As we know, the past five years have been marked by an unprecedented wave of reforms to the taxation of UK residential property. A major target of these reforms has been non-UK investors using corporate structures to purchase and hold high-value residential property. It has until now been common for non-UK investors to invest in UK residential property via a foreign company. The government became determined that this was being used to avoid stamp duty land tax: a future purchaser would have the opportunity to purchase the company, rather than the property, and thereby escape the SDLT that would be payable on a direct acquisition of the property. Not so, the professions replied en masse to a consultation. Clients tend not to buy second-hand companies (because of the risks of buying an unknown history), but form new ones to buy the properties, paying full rates of SDLT. They do it for confidentiality reasons, and because owning a foreign company is outside the scope of inheritance tax. This self-administered application of shot to foot led directly to the introduction of ATED in 2013 — supposedly to compensate the Treasury for the loss of opportunity to impose IHT on these properties — and now to the imposition of IHT on the properties (without ATED being repealed).
The government has declared that ‘the current rules… developed over the past 200 years, are complex and poorly understood, and do not reflect the reality of today’s more integrated world’. It’s hard to disagree, but adding layer upon layer of new tax rules helps no one.
Taxing immovable assets at 40 per cent on death is a very 19th-century way to address a modern-day problem.
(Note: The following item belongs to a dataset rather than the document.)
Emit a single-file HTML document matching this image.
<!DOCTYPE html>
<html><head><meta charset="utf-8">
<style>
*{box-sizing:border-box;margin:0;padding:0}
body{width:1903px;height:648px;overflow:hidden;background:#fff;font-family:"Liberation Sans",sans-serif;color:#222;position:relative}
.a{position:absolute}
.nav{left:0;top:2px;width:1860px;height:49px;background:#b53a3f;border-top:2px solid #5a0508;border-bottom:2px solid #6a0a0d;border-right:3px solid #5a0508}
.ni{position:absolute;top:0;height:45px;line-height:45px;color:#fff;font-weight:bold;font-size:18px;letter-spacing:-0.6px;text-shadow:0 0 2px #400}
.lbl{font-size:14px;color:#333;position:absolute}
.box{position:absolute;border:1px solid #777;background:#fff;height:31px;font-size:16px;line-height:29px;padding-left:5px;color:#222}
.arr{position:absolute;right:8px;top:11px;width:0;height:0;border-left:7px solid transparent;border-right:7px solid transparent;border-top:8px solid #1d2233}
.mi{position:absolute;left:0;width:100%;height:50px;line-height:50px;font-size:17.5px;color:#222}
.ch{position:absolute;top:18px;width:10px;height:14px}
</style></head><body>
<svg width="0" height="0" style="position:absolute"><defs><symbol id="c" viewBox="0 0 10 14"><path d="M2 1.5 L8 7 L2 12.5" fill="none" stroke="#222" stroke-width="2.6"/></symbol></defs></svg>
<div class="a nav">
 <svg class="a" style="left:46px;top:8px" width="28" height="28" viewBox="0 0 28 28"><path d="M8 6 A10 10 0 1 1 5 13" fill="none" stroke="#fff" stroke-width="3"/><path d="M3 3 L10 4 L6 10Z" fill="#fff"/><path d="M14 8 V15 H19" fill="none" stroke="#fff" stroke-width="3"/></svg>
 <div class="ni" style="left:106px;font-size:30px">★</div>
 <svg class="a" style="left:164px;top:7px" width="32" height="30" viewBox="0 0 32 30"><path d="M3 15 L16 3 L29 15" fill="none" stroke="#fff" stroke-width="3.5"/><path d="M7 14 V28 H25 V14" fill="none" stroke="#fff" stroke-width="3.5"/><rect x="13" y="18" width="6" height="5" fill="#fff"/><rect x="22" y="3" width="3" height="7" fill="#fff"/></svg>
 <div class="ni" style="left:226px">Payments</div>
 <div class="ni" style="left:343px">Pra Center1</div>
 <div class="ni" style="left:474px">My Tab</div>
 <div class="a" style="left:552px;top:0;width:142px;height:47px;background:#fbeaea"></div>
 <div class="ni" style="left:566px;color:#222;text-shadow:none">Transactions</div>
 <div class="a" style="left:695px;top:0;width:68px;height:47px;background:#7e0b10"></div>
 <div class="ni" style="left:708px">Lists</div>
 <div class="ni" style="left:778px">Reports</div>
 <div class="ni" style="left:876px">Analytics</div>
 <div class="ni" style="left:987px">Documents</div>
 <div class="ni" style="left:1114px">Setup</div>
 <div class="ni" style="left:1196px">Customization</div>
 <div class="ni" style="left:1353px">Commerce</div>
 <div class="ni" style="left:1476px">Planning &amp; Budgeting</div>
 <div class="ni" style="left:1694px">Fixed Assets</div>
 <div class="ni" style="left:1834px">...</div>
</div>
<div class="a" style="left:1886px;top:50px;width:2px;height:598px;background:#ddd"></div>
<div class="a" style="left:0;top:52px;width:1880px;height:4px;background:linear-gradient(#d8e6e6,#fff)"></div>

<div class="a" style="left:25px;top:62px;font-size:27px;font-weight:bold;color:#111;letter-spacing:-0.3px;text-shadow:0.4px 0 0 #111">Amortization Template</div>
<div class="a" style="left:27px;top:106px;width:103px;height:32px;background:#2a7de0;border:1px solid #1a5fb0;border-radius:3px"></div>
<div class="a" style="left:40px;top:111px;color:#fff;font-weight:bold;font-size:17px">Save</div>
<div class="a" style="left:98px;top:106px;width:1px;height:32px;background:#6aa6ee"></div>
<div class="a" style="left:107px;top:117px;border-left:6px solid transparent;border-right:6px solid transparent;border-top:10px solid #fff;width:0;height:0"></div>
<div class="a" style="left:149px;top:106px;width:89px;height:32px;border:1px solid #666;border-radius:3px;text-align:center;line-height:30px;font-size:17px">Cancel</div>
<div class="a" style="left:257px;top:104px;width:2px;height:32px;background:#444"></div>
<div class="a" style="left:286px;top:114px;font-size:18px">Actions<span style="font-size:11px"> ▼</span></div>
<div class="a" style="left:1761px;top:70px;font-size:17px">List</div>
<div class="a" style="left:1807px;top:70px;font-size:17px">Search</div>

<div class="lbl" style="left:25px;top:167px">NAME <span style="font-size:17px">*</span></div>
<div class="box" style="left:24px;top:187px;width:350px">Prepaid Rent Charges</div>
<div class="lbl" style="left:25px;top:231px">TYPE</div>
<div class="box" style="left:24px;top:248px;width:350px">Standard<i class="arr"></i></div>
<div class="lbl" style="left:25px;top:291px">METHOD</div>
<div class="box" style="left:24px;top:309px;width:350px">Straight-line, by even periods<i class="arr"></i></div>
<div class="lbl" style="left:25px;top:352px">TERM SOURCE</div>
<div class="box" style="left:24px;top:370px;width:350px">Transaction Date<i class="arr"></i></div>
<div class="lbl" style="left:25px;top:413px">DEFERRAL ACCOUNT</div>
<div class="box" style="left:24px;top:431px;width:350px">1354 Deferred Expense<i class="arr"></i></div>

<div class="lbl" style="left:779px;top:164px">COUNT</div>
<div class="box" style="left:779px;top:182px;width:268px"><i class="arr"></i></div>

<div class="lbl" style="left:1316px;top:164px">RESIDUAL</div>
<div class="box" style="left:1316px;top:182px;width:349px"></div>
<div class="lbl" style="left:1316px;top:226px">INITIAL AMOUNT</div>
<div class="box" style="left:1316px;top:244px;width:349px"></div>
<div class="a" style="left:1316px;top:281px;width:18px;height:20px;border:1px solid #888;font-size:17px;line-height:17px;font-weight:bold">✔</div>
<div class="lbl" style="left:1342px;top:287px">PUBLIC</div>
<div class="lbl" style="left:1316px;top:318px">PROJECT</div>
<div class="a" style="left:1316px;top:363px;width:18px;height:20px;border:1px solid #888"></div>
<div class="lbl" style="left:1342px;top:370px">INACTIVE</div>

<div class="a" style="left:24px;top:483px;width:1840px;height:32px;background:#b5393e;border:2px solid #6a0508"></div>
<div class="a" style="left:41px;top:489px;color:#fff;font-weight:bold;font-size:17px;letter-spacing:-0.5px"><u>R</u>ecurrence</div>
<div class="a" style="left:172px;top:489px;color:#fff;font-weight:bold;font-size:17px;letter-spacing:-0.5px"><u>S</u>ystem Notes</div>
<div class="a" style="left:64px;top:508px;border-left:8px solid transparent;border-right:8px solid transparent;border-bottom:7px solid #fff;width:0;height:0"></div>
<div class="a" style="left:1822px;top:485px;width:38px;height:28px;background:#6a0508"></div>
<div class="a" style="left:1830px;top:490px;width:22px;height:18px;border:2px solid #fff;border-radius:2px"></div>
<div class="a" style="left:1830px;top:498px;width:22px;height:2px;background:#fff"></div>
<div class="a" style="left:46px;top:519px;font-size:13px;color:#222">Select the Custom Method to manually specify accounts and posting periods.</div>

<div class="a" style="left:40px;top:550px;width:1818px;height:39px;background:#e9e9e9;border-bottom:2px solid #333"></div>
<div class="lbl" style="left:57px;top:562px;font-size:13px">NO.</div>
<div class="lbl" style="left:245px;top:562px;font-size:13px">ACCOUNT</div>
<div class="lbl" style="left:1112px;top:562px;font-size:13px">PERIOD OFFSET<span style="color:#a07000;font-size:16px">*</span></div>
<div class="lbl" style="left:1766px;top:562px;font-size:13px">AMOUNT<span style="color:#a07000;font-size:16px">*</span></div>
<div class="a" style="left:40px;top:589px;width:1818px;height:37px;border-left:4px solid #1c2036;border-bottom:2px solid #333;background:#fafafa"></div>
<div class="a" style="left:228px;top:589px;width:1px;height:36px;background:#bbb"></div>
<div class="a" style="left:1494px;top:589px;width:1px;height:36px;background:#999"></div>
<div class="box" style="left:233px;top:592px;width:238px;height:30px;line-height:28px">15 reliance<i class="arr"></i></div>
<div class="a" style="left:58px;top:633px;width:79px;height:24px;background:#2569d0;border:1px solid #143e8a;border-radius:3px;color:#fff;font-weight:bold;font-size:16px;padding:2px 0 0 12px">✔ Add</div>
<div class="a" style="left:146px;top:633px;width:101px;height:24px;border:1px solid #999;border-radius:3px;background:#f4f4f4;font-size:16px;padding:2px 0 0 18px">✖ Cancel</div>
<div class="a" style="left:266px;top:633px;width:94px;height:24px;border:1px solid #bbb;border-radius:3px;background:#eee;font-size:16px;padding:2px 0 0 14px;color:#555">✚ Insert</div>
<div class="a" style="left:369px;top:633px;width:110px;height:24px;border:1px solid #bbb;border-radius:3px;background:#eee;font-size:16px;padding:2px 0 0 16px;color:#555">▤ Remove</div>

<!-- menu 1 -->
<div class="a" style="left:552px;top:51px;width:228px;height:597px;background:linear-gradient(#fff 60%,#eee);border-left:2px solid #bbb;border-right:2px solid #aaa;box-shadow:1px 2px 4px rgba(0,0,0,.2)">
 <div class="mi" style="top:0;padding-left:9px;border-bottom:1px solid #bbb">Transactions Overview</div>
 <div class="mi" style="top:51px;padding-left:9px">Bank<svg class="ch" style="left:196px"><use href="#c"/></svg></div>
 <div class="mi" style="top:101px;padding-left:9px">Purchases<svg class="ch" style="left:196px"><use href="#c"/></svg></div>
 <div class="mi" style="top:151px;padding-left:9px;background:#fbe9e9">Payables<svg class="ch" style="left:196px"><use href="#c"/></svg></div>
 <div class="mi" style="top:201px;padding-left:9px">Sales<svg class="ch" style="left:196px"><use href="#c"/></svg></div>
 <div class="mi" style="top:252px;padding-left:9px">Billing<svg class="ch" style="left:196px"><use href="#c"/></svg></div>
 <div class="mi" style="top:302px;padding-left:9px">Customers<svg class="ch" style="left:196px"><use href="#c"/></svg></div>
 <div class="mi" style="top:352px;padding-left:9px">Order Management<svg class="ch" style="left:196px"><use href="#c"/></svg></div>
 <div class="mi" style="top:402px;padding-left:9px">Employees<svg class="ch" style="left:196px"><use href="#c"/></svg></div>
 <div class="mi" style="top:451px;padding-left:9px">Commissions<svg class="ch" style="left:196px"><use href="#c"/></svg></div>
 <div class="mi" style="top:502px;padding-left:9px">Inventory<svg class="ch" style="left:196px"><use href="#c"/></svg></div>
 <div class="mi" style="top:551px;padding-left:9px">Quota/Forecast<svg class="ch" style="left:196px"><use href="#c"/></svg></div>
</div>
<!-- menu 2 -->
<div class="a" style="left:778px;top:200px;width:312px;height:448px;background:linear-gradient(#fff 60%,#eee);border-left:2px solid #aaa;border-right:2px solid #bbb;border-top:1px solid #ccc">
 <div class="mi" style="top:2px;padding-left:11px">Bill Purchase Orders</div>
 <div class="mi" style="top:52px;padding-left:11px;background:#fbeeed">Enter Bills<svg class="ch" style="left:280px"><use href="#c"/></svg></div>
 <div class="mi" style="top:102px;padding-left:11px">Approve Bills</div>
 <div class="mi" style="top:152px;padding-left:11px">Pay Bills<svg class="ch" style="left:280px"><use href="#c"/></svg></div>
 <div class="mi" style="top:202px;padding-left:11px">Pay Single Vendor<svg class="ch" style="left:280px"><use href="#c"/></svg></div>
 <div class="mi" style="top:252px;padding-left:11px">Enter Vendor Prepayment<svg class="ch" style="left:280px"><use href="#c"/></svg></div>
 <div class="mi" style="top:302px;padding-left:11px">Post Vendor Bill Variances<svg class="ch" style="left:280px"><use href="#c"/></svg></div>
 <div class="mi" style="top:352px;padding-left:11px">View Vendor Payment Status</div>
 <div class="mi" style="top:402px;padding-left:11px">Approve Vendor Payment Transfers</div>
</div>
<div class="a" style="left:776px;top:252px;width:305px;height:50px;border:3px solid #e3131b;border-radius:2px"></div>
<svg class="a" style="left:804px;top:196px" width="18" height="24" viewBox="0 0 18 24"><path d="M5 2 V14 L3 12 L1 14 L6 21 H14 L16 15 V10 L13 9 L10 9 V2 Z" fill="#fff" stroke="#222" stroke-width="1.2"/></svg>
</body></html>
It is harder to tax Bitcoin, or the UK-source profits of Starbucks, than the bricks and mortar of a wealthy family; and it is hard to escape the conclusion that successive governments would rather risk the goodwill of wealthy foreign families than that of global corporations. Post-Brexit, you might imagine we would want the goodwill of both.
All this reminds me of the observation by Sellar and Yeatman, in 1066 and All That, that while Gladstone had spent his declining years trying to guess the answer to the Irish Question, whenever he was getting warm the Irish secretly changed the question. Similarly (or so it feels), whenever tax advisers think they have understood and adapted to the government’s latest approach to the taxation of non-domiciliaries, the government simply changes its target.
Which brings me back to de-enveloping and residential property. It is ironic that the very ‘problem’ the government set out to curtail in 2012 — the imagined sale of property-owning companies free of SDLT — is still possible. As SDLT rates have sky-rocketed over the past fifteen months, the intentionally punitive rate of 15 per cent SDLT for companies buying property has also been imposed on anyone buying a second home (or buy-to-let) worth £1.5 million or more. The potential to buy a company, rather than the property, and the consequent saving may outweigh the risk of buying the company’s history; and although ATED applies to second homes, it does not to buy-to-lets; and finally, inheritance tax is the same whether the property is held in a company or personal names. So for some investors, there is no real disincentive to using a company. Ironically, the government’s piecemeal policy-making has created a market which didn’t exist.
The post-truth version of all this probably merely states that wealthy people ought to ‘contribute their fair share to society’. But for a homeowner who doesn’t live in the UK, it’s hard to see why giving the British state 40 per cent of his house when he dies
is a fair bargain.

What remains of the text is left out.